Oberseminar Wissenschaftliches Rechnen (Prof. Martin Gugat)
L1-control cost and the finite–time turnpike property
Datum: | 07.02.2024, 12:00 - 13:00 Uhr |
Ort: | Hubland Nord, Geb. 30, 30.02.003 |
Veranstalter: | Lehrstuhl für Mathematik IX (Wissenschaftliches Rechnen) |
Vortragende: | Prof. Martin Gugat |
Abstract:
The finite-time turnpike property is an extreme form of the turnpike property where the optimal state reaches a desired steady state after finite time. This steady state is in turn a solution of a static optimal control problem corresponding to the initial dynamic optimal control problem on a finite time interval [0, T].
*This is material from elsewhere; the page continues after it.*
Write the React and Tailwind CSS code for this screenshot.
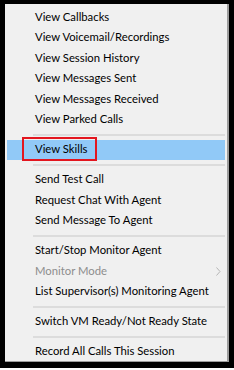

This extreme situation can occur if the control cost is given by a non-smooth norm, for example with an L1-norm control cost. Moreover, to enforce the convergence to a steady state, a tracking term should be a part of the objective functional. The situation is clearly related to exact penalization, which is only possible with non-smooth penalty term.
We show that even if the tracking term is differentiable, the non-smooth control cost can lead to a finite-time turnpike phenomenon. A strictly convex tracking term has the advantage that it can enforce uniqueness of the optimal control.
We also discuss the approximation of the non-smooth control cost by smoothing kernels. The theory shows that the finite-time turnpike property is lost. But with increasing smoothing parameter, it is approximated, which is illustrated in numerical results.